Have you ever wondered where Bitcoins come from? How do they go into circulation? Well, Bitcoins are mined into existence. So, we can say that Bitcoin mining is a process by which transactions are added to the public ledger after verification. This is also the means where a new Bitcoins are released. People with suitable hardware or an internet access can take part in the mining.
During the mining process, the recent transactions are compiled into blocks and then try to solve a puzzle that is computationally difficult. The participant who manages to solve the puzzle gets the first chance to place the other block on the chain to claim the rewards. Rewards usually incentivize mining and may include a newly releases Bitcoin or the transaction fee that is paid to the miner.

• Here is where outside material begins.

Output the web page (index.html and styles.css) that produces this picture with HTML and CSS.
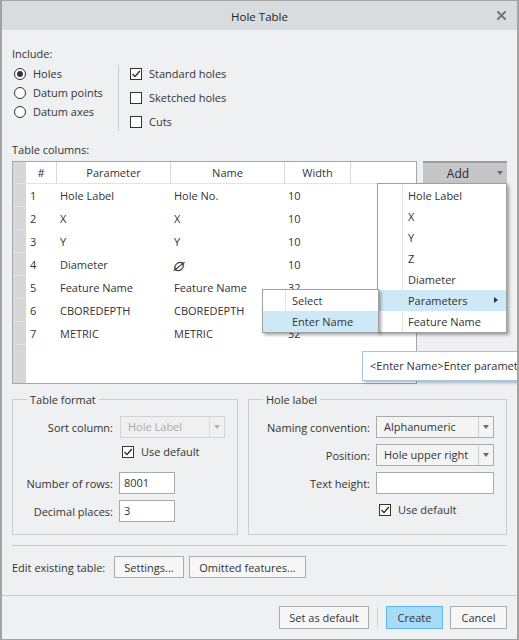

So are the puzzles hard? Well, that usually depends on the effort that is put in 1the entire mining process across the network. It’s possible to adjust the mining difficulty, and this can be achieved by adjusting the protocol after each two weeks or every 2016 blocks. The difficulty can adjust itself so as to keep the block discovery rate constant. This means that if more computation power is applied in the mining, its difficulty will adjust itself upwards making the mining harder. Also, in case the computational power is removed from the network, the difficulty will adjust downwards making the mining easier.
If the difficulty level is higher, mining becomes less profitable. Thus, if more people are mining, it becomes less profitable for each participant. The Bitcoin price, block reward, and transaction fees also determine the total payout.
How was Bitcoin mining done in the early days?
During the early days, miners made use of CPUs for the desktop computers. Graphics processing units (GPUs) or graphical cards are efficient at mining compared to the CPUs. This has helped in making Bitcoin more popular. Graphics processing units became dominant and then hardware known as Application-Specific Integrated Circuit (ASIC) was designed purposely for mining Bitcoin. The first ASICs were released in the year 2013, and various improvements have been made on them ever since. Today, there are more efficient designs that have come to the market.
Because Bitcoin mining is becoming more competitive day by day, one has to use the latest ASICs. Making use of the CPUs, GPUs or the old ASICs will end up increasing the energy consumption costs and the revenue generated will be minimal.
The mining rewards are given to the miner who manages to discover the puzzle first. The probability of the participant to find the puzzle solution is equal to the total mining power portion on the network. Participants who have a small mining power percentage have the minimal chance of discovering the blocks on their own. For example, in the case of an individual having a mining card that can buy a couple of thousand dollars, this will represent less than 0.001 percent of the mining power in the network. Such a small chance of finding the next block isn’t sufficient enough to guarantee a win. The miner might never be able to recoup their investment. So the solution to such a problem is mining pools.
The mining pools are run by coordinate groups and third parties of miners. When participants work together in a pool, they share the payouts amounts among themselves and miners can get a stable flow of Bitcoins starting from the day they have activated the mine. You can find some statistics about the mining pools at Blockchain.info.
The operational costs for Bitcoin mining are mainly power and hardware costs. They are used for offering adequate ventilation and cooling and for running the miners. Most mining operations are normally located near cheap electricity on purpose. This is because a lot of electric power is needed during the mining process so the cheaper the electricity, the more the revenue.
The IRS recently issued tax guidance in regards to the Bitcoin and claimed that the income can constitute to self-employment income so that it could be subjected to taxation. The Fin CEN (Financial Crimes Enforcement Network) has already issued a guidance claiming that the Bitcoin miners aren’t considered to be money transmitters. This is as per the Bank Secrecy Act. Also, the providers of the cloud mining services aren’t considered as money transmitters too.
The bottom line
The mining of Bitcoins is the only way in which new Bitcoins are brought into circulation, and the total will be capped the day 21 million Bitcoins are mined. The miners are in a race to deploy the current Bitcoin mining chips, and they prefer doing the mining at places that are near cheap electricity. Since more computing power is being utilized in mining, the puzzles difficulty keeps increasing, hence keeping the profitability in check.